# Looking in the hole



## user2090 (Sep 26, 2009)

Figured out today that the flash for my smartphone camera would allow me to see in the hole.


----------



## gear junkie (Jun 20, 2008)

water heater?


----------



## johnlewismcleod (Apr 6, 2012)

Whatever that is, Indie...I'm pretty sure it doesn't belong in your hole :no:














Sorry...couldn't resist :jester::laughing:


----------



## U666A (Dec 11, 2010)

Is that just you taking pics with the flash enabled? Because depending on which phone you have, you can get an application to toggle the LED for inspection purposes.


----------



## johnlewismcleod (Apr 6, 2012)

U666A said:


> Is that just you taking pics with the flash enabled? Because depending on which phone you have, you can get an application to toggle the LED for inspection purposes.


I've seen some of the younger fellows do this. 

I've no idea how to do it, but it does seem to work well...other than looking like a wimpy geek waving a phone around like it's an actual tool, that is :laughing:


P.S.: If I'm being too irritating tonight, feel free to tell me to f-off (third beer and I rarely drink )


----------



## Protech (Sep 22, 2008)

I notice the dip tube is closed on the end. What kind of heater?


----------



## OldSchool (Jan 30, 2010)

Protech said:


> I notice the dip tube is closed on the end. What kind of heater?


I don't know how you got that from the pictures ...


----------



## user2090 (Sep 26, 2009)

Protech said:


> I notice the dip tube is closed on the end. What kind of heater?


Can't recall but is says it has a Roto-swirl. The pics don't show the holes in the tube to swirl the water. Which you can tell it works real well because there is no buildup.


----------



## user2090 (Sep 26, 2009)

Someone had put an element in the bottom that I don't recall seeing ever in a residential heater. 

It has 3 screws and two elements in one.


----------



## plbgbiz (Aug 27, 2010)

That is odd. :blink:


----------



## Mississippiplum (Sep 30, 2011)

That might be a three-phase element?

Sent from my iPhone 10.5


----------



## Gettinit (May 9, 2012)

Protech said:


> I notice the dip tube is closed on the end. What kind of heater?

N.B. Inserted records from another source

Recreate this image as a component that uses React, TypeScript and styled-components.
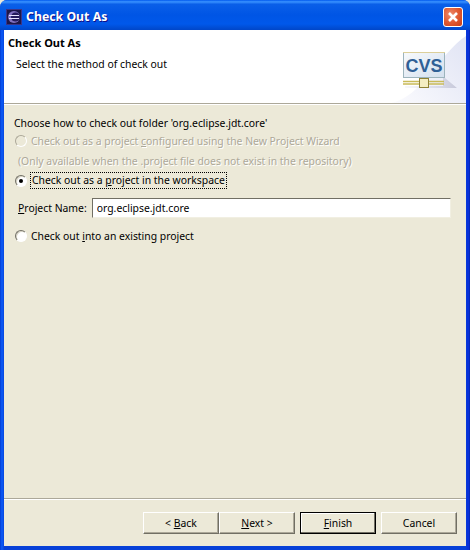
import React from 'react';
import styled, { createGlobalStyle } from 'styled-components';

const GlobalStyle = createGlobalStyle`
  html, body {
    margin: 0;
    padding: 0;
    background: #ece9d8;
  }
  * {
    box-sizing: border-box;
  }
`;

const Window = styled.div`
  width: 470px;
  height: 550px;
  display: flex;
  flex-direction: column;
  overflow: hidden;
  border-radius: 7px 7px 0 0;
  background: linear-gradient(90deg, #0031c8 0, #0a55f0 1px, #0a55f0 3px, #0640d8 4px, #0640d8 466px, #0831d9 467px, #0831d9 469px, #001ea0 470px);
  font-family: "Noto Sans", "Liberation Sans", sans-serif;
  font-size: 10.4px;
  color: #000;
`;

const TitleBar = styled.div`
  height: 30px;
  flex: none;
  display: flex;
  align-items: center;
  padding: 3px 7px 0 6px;
  gap: 4px;
  background: linear-gradient(180deg, #0058ee 0%, #3a93ff 6%, #0a5fe8 14%, #0055e5 50%, #0058ea 80%, #0046c8 100%);
`;

const TitleText = styled.div`
  flex: 1;
  color: #fff;
  font-size: 12.3px;
  font-weight: 700;
  text-shadow: 1px 1px 0 #0f1089;
`;

const CloseButton = styled.div`
  width: 20px;
  height: 20px;
  display: flex;
  align-items: center;
  justify-content: center;
  border: 1px solid #fff;
  border-radius: 3px;
  background: radial-gradient(circle at 35% 35%, #ee8a6c 0%, #e05a33 50%, #c83c14 100%);
`;

const Client = styled.div`
  flex: 1;
  display: flex;
  flex-direction: column;
  margin: 0 4px 4px;
  background: #ece9d8;
`;

const Banner = styled.div`
  height: 73px;
  flex: none;
  display: flex;
  justify-content: space-between;
  background: #fff;
`;

const BannerText = styled.div`
  display: flex;
  flex-direction: column;
  padding: 5px 0 0 4px;
`;

const BannerTitle = styled.div`
  font-size: 11px;
  font-weight: 700;
  line-height: 15px;
`;

const BannerMessage = styled.div`
  margin: 7px 0 0 8px;
  line-height: 15px;
`;

const Rule = styled.div`
  height: 2px;
  flex: none;
  background: linear-gradient(180deg, #aca899 50%, #fff 50%);
`;

const Body = styled.div`
  flex: 1;
  display: flex;
  flex-direction: column;
  padding: 11px 15px 0 10px;
`;

const Prompt = styled.div`
  line-height: 15px;
  height: 15px;
`;

const RadioRow = styled.label<{ $top: number }>`
  display: flex;
  align-items: center;
  height: 15px;
  gap: 4px;
  margin: ${p => p.$top}px 0 0 1px;
`;

const RadioDot = styled.span<{ $on?: boolean; $disabled?: boolean }>`
  width: 12px;
  height: 12px;
  flex: none;
  border-radius: 50%;
  display: flex;
  align-items: center;
  justify-content: center;
  border: 1px solid;
  border-color: ${p => (p.$disabled ? '#aca899 #fff #fff #aca899' : '#716f64 #fff #fff #716f64')};
  background: ${p => (p.$disabled ? '#ece9d8' : '#fff')};
  box-shadow: ${p => (p.$disabled ? 'none' : 'inset 1px 1px 0 #d8d5c6')};
  &::after {
    content: '';
    display: ${p => (p.$on ? 'block' : 'none')};
    width: 4px;
    height: 4px;
    border-radius: 50%;
    background: #000;
  }
`;

const DisabledText = styled.span`
  color: #aca899;
  text-shadow: 1px 1px 0 #fff;
`;

const Note = styled(DisabledText)`
  display: block;
  margin: 6px 0 0 4px;
  line-height: 15px;
`;

const Focused = styled.span`
  outline: 1px dotted #000;
  outline-offset: 0;
  padding: 0 1px;
  line-height: 15px;
`;

const FieldRow = styled.div`
  display: flex;
  align-items: center;
  margin: 10px 0 0 4px;
  gap: 5px;
`;

const NameInput = styled.input`
  flex: 1;
  min-width: 0;
  height: 20px;
  padding: 0 4px;
  font: inherit;
  color: #000;
  background: #fff;
  border: 1px solid;
  border-color: #716f64 #f1efe2 #f1efe2 #716f64;
  outline: none;
`;

const Footer = styled.div`
  flex: none;
  height: 46px;
  display: flex;
  justify-content: flex-end;
  padding: 12px 9px 0 0;
`;

const Button = styled.div<{ $gap?: number; $default?: boolean }>`
  width: 76px;
  height: 22px;
  margin-left: ${p => p.$gap ?? 0}px;
  display: flex;
  align-items: center;
  justify-content: center;
  background: #ece9d8;
  border: 1px solid;
  border-color: ${p => (p.$default ? '#000' : '#fff #716f64 #716f64 #fff')};
  box-shadow: ${p => (p.$default ? 'inset -1px -1px 0 #716f64, inset 1px 1px 0 #fff' : 'inset -1px -1px 0 #aca899')};
`;

const Key = styled.span`
  text-decoration: underline;
`;

const EclipseIcon = () => (
  <svg width="16" height="16" viewBox="0 0 16 16">
    <rect width="16" height="16" fill="#3a3488" />
    <rect x="1" y="1" width="14" height="14" fill="#1d1748" />
    <circle cx="8" cy="8" r="6" fill="#7f70c0" />
    <circle cx="9.5" cy="8" r="4.5" fill="#251c5c" />
    <path d="M3 6.5h10M3 9.5h10" stroke="#e8e4ff" strokeWidth="1" />
  </svg>
);

const CloseIcon = () => (
  <svg width="12" height="12" viewBox="0 0 12 12">
    <path d="M2 2l8 8M10 2l-8 8" stroke="#fff" strokeWidth="2.6" />
  </svg>
);

const CvsBanner = () => (
  <svg width="75" height="73" viewBox="0 0 75 73">
    <defs>
      <linearGradient id="wash" x1="0" y1="1" x2="1" y2="0.2">
        <stop offset="0" stopColor="#fbfbfe" />
        <stop offset="1" stopColor="#e3e6f5" />
      </linearGradient>
      <linearGradient id="screen" x1="0" y1="0" x2="1" y2="1">
        <stop offset="0" stopColor="#f8fafc" />
        <stop offset="1" stopColor="#d3dfee" />
      </linearGradient>
      <linearGradient id="cast" x1="0" y1="0" x2="1" y2="0">
        <stop offset="0" stopColor="#d8d8e4" stopOpacity="0.2" />
        <stop offset="1" stopColor="#c4c6d8" stopOpacity="0.9" />
      </linearGradient>
    </defs>
    <path d="M0 73C30 68 50 22 75 6V73Z" fill="url(#wash)" />
    <path d="M14 58H66L54 48H52V56H14Z" fill="url(#cast)" />
    <rect x="12.5" y="22.5" width="41" height="25" fill="url(#screen)" stroke="#9db4bd" />
    <path d="M12 22.5h42" stroke="#dccf9a" />
    <text x="33" y="42" textAnchor="middle" fontFamily="'Liberation Sans', sans-serif" fontWeight="700" fontSize="18" fill="#2f5f96">CVS</text>
    <path d="M33 48v3" stroke="#8f8236" />
    <path d="M12 51.5h41M12 54h41" stroke="#c9bb58" strokeWidth="1.4" />
    <rect x="28.5" y="48.5" width="9" height="9" fill="#f4edc2" stroke="#8f8236" />
  </svg>
);

export default function App() {
  return (
    <Window>
      <GlobalStyle />
      <TitleBar>
        <EclipseIcon />
        <TitleText>Check Out As</TitleText>
        <CloseButton>
          <CloseIcon />
        </CloseButton>
      </TitleBar>
      <Client>
        <Banner>
          <BannerText>
            <BannerTitle>Check Out As</BannerTitle>
            <BannerMessage>Select the method of check out</BannerMessage>
          </BannerText>
          <CvsBanner />
        </Banner>
        <Rule />
        <Body>
          <Prompt>Choose how to check out folder 'org.eclipse.jdt.core'</Prompt>
          <RadioRow $top={2}>
            <RadioDot $disabled />
            <DisabledText>Check out as a project <Key>c</Key>onfigured using the New Project Wizard</DisabledText>
          </RadioRow>
          <Note>(Only available when the .project file does not exist in the repository)</Note>
          <RadioRow $top={4}>
            <RadioDot $on />
            <Focused>Check out as a <Key>p</Key>roject in the workspace</Focused>
          </RadioRow>
          <FieldRow>
            <span><Key>P</Key>roject Name:</span>
            <NameInput readOnly value="org.eclipse.jdt.core" />
          </FieldRow>
          <RadioRow $top={10}>
            <RadioDot />
            <span>Check out <Key>i</Key>nto an existing project</span>
          </RadioRow>
        </Body>
        <Rule />
        <Footer>
          <Button><span>&lt; <Key>B</Key>ack</span></Button>
          <Button><span><Key>N</Key>ext &gt;</span></Button>
          <Button $gap={5} $default><span><Key>F</Key>inish</span></Button>
          <Button $gap={5}><span>Cancel</span></Button>
        </Footer>
      </Client>
    </Window>
  );
}
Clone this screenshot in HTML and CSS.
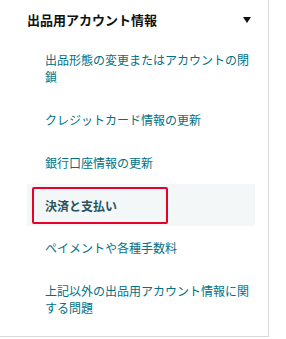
FILE: index.html
```html
<!DOCTYPE html>
<html lang="ja">
<head>
<meta charset="utf-8">
<link rel="stylesheet" href="styles.css">
</head>
<body>
<nav class="panel">
  <div class="panel-head">
    <span class="panel-title">出品用アカウント情報</span>
    <svg class="caret" width="8" height="6" viewBox="0 0 8 6"><path d="M0 0H8L4 6Z" fill="#0f1111"/></svg>
  </div>
  <ul class="menu">
    <li class="menu-item">出品形態の変更またはアカウントの閉鎖</li>
    <li class="menu-item">クレジットカード情報の更新</li>
    <li class="menu-item">銀行口座情報の更新</li>
    <li class="menu-item is-active">決済と支払い<span class="mark"></span></li>
    <li class="menu-item">ペイメントや各種手数料</li>
    <li class="menu-item">上記以外の出品用アカウント情報に関する問題</li>
  </ul>
</nav>
</body>
</html>
```
FILE: styles.css
```css
html, body {
  margin: 0;
  padding: 0;
  background: #fff;
}
body {
  font-family: "Noto Sans CJK JP", "Noto Sans", sans-serif;
}
.panel {
  width: 268px;
  height: 336px;
  border-right: 1px solid #d5d9d9;
  border-bottom: 1px solid #d5d9d9;
  box-sizing: content-box;
}
.panel-head {
  height: 38px;
  display: flex;
  align-items: center;
  justify-content: space-between;
  padding: 0 17px 0 27px;
}
.panel-title {
  font-size: 13px;
  font-weight: 700;
  color: #0f1111;
  line-height: 17px;
}
.caret {
  display: block;
  margin-top: 2px;
}
.menu {
  list-style: none;
  margin: 0 0 0 27px;
  padding: 0;
  width: 228px;
}
.menu-item {
  position: relative;
  font-size: 12px;
  line-height: 17px;
  color: #007185;
  padding: 13px 2px 13px 18px;
}
.menu-item.is-active {
  background: #f3f7f8;
  font-weight: 700;
  color: #2b5460;
  height: 16px;
}
.mark {
  position: absolute;
  left: 5px;
  top: 3px;
  width: 132px;
  height: 33px;
  border: 2px solid #e8002d;
  border-radius: 2px;
}
```
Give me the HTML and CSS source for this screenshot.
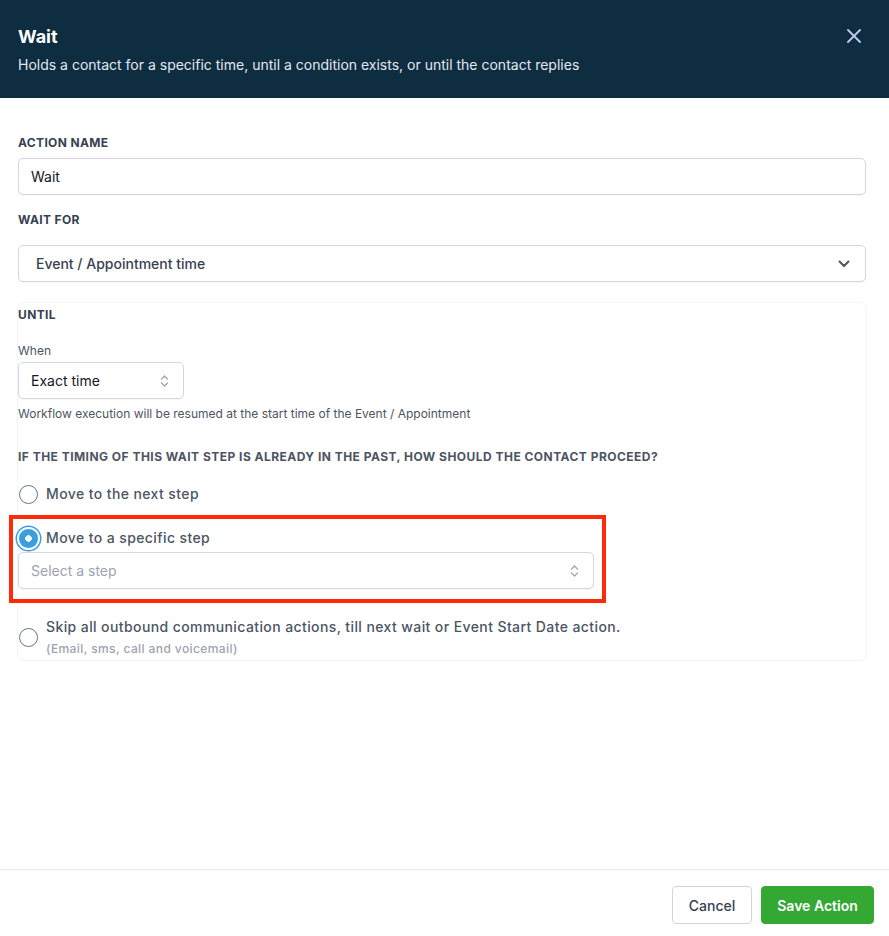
FILE: index.html
```html
<!DOCTYPE html>
<html>
<head>
<meta charset="utf-8">
<link rel="stylesheet" href="styles.css">
</head>
<body>
<div class="panel">
  <header class="head">
    <div class="head-text">
      <h1 class="title">Wait</h1>
      <p class="subtitle">Holds a contact for a specific time, until a condition exists, or until the contact replies</p>
    </div>
    <button class="close" aria-label="Close">
      <svg width="14" height="14" viewBox="0 0 14 14"><path d="M1 1L13 13M13 1L1 13" stroke="#c3cbef" stroke-width="1.8" stroke-linecap="round"/></svg>
    </button>
  </header>

  <main class="body">
    <label class="label">ACTION NAME</label>
    <div class="input mt8">Wait</div>

    <label class="label mt17">WAIT FOR</label>
    <div class="input select mt17">
      <span class="select-value">Event / Appointment time</span>
      <svg width="12" height="8" viewBox="0 0 12 8"><path d="M1.5 1.5L6 6L10.5 1.5" fill="none" stroke="#4b5563" stroke-width="2" stroke-linecap="round" stroke-linejoin="round"/></svg>
    </div>

    <section class="card">
      <div class="label">UNTIL</div>
      <div class="small-label">When</div>
      <div class="input small-select">
        <span>Exact time</span>
        <svg class="updown" width="9" height="14" viewBox="0 0 9 14"><path d="M1.5 5L4.5 2L7.5 5M1.5 9L4.5 12L7.5 9" fill="none" stroke="#9ca3af" stroke-width="1.2" stroke-linecap="round" stroke-linejoin="round"/></svg>
      </div>
      <div class="helper">Workflow execution will be resumed at the start time of the Event / Appointment</div>

      <div class="label question">IF THE TIMING OF THIS WAIT STEP IS ALREADY IN THE PAST, HOW SHOULD THE CONTACT PROCEED?</div>

      <div class="radio-row r1">
        <span class="radio"></span>
        <span class="radio-text">Move to the next step</span>
      </div>

      <div class="highlight">
        <div class="radio-row r2">
          <span class="radio checked"></span>
          <span class="radio-text">Move to a specific step</span>
        </div>
        <div class="input select step-select">
          <span class="placeholder">Select a step</span>
          <svg class="updown" width="9" height="14" viewBox="0 0 9 14"><path d="M1.5 5L4.5 2L7.5 5M1.5 9L4.5 12L7.5 9" fill="none" stroke="#9ca3af" stroke-width="1.2" stroke-linecap="round" stroke-linejoin="round"/></svg>
        </div>
      </div>

      <div class="radio-row r3">
        <span class="radio"></span>
        <span class="radio-stack">
          <span class="radio-text">Skip all outbound communication actions, till next wait or Event Start Date action.</span>
          <span class="radio-sub">(Email, sms, call and voicemail)</span>
        </span>
      </div>
    </section>
  </main>

  <footer class="foot">
    <button class="btn btn-cancel">Cancel</button>
    <button class="btn btn-save">Save Action</button>
  </footer>
</div>
</body>
</html>
```

FILE: styles.css
```css
*, *::before, *::after { box-sizing: border-box; }
html, body { margin: 0; padding: 0; }
body {
  font-family: Inter, "Liberation Sans", Arial, sans-serif;
  background: #ffffff;
  color: #111827;
  width: 889px;
  height: 936px;
  overflow: hidden;
}
.panel {
  display: flex;
  flex-direction: column;
  height: 936px;
}
.head {
  background: #0e2d41;
  height: 98px;
  padding: 26px 18px 0 18px;
  display: flex;
  justify-content: space-between;
  align-items: flex-start;
}
.title {
  margin: 0;
  font-size: 18px;
  line-height: 22px;
  font-weight: 700;
  color: #ffffff;
}
.subtitle {
  margin: 7px 0 0 0;
  font-size: 14px;
  line-height: 20px;
  color: #e3e8ee;
}
.close {
  background: none;
  border: 0;
  padding: 0;
  margin: 3px 10px 0 0;
  width: 14px;
  height: 14px;
  display: flex;
}
.body {
  flex: 1;
  padding: 37px 23px 0 18px;
}
.label {
  display: block;
  font-size: 12px;
  line-height: 16px;
  font-weight: 700;
  color: #374151;
  letter-spacing: 0.35px;
}
.mt8 { margin-top: 7px; }
.mt17 { margin-top: 17px; }
.input {
  height: 37px;
  border: 1px solid #d3d6dd;
  border-radius: 5px;
  background: #fff;
  font-size: 14px;
  line-height: 20px;
  padding: 8px 12px;
  color: #111827;
  box-shadow: 0 1px 1px rgba(0,0,0,0.03);
}
.select {
  display: flex;
  align-items: center;
  justify-content: space-between;
  padding: 0 15px 0 17px;
}
.select-value {
  font-weight: 500;
  color: #374151;
}
.card {
  margin-top: 21px;
  padding: 4px 0 0 0;
  border-radius: 6px;
  box-shadow: 0 0 0 1px #f4f5f7, 0 1px 2px rgba(0,0,0,0.03);
  height: 357px;
}
.small-label {
  margin-top: 20px;
  font-size: 12px;
  line-height: 16px;
  color: #4b5563;
}
.small-select {
  margin-top: 3px;
  width: 166px;
  display: flex;
  align-items: center;
  justify-content: space-between;
  padding: 0 14px 0 12px;
}
.helper {
  margin-top: 7px;
  font-size: 12px;
  line-height: 16px;
  color: #4b5563;
}
.question {
  margin-top: 27px;
  color: #4b5563;
  letter-spacing: 0.47px;
}
.radio-row {
  display: flex;
  align-items: center;
  gap: 8px;
}
.r1 { margin-top: 19px; padding-left: 1px; }
.radio {
  width: 19px;
  height: 19px;
  border-radius: 50%;
  border: 1px solid #6b7280;
  background: #fff;
  flex: none;
}
.radio.checked {
  border: 0;
  background: radial-gradient(circle, #ffffff 0 3px, #3b9ede 3.5px);
  box-shadow: 0 0 0 2px #ffffff, 0 0 0 3.5px #3b9ede;
}
.radio-text {
  font-size: 14px;
  line-height: 20px;
  font-weight: 500;
  color: #4b5563;
  letter-spacing: 0.4px;
}
.highlight {
  position: relative;
  margin-top: 24px;
  padding-left: 1px;
}
.highlight::before {
  content: "";
  position: absolute;
  left: -9px;
  top: -13px;
  width: 597px;
  height: 88px;
  border: 4px solid #ff2a0a;
  pointer-events: none;
}
.step-select {
  margin-top: 4px;
  margin-left: -1px;
  width: 576px;
  padding: 0 14px 0 12px;
}
.placeholder {
  color: #9ca3af;
}
.r3 {
  margin-top: 28px;
  padding-left: 1px;
  align-items: center;
}
.radio-stack {
  display: flex;
  flex-direction: column;
}
.radio-sub {
  margin-top: 4px;
  font-size: 12px;
  line-height: 16px;
  font-weight: 500;
  color: #9ca3af;
  letter-spacing: 0.4px;
}
.foot {
  height: 67px;
  border-top: 1px solid #e5e7eb;
  display: flex;
  justify-content: flex-end;
  align-items: flex-start;
  gap: 9px;
  padding: 16px 15px 0 0;
}
.btn {
  height: 38px;
  border-radius: 4px;
  font-family: inherit;
  font-size: 14px;
  font-weight: 600;
  padding: 0 10px;
  white-space: nowrap;
}
.btn-cancel {
  width: 80px;
  background: #fff;
  border: 1px solid #d1d5db;
  color: #374151;
  font-weight: 500;
}
.btn-save {
  width: 113px;
  background: #33a833;
  border: 1px solid #33a833;
  color: #ffffff;
}
```
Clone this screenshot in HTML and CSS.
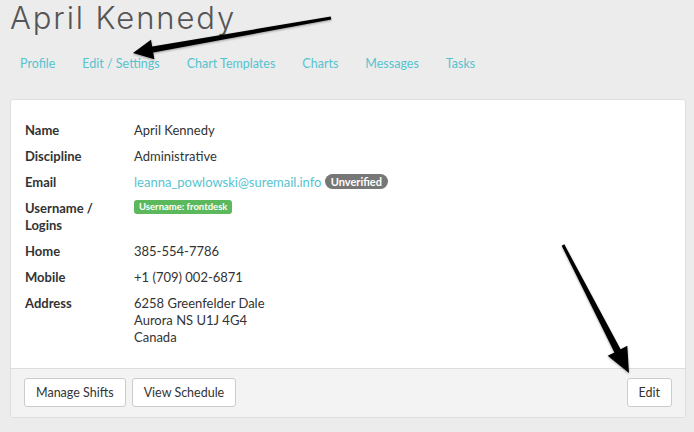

Rotor Swirl is a Kenmore water heater adaptation.


----------



## UN1TED-WE-PLUMB (Oct 3, 2012)

Indie said:


> Someone had put an element in the bottom that I don't recall seeing ever in a residential heater.
> 
> It has 3 screws and two


I've seen a bunch of those actually. It's high efficiency Maytag? Maybe? ( just going from memory here).. But the purpose is that you can change the element from a 3500w to a 5500w just by switching the wires. It also has about 3" of insulation. I've replaced a bunch of them. I just put in a standard 4500w element.


----------



## The bear (Sep 27, 2012)

I see the element has apcom on it. Not a big fan of their products.


----------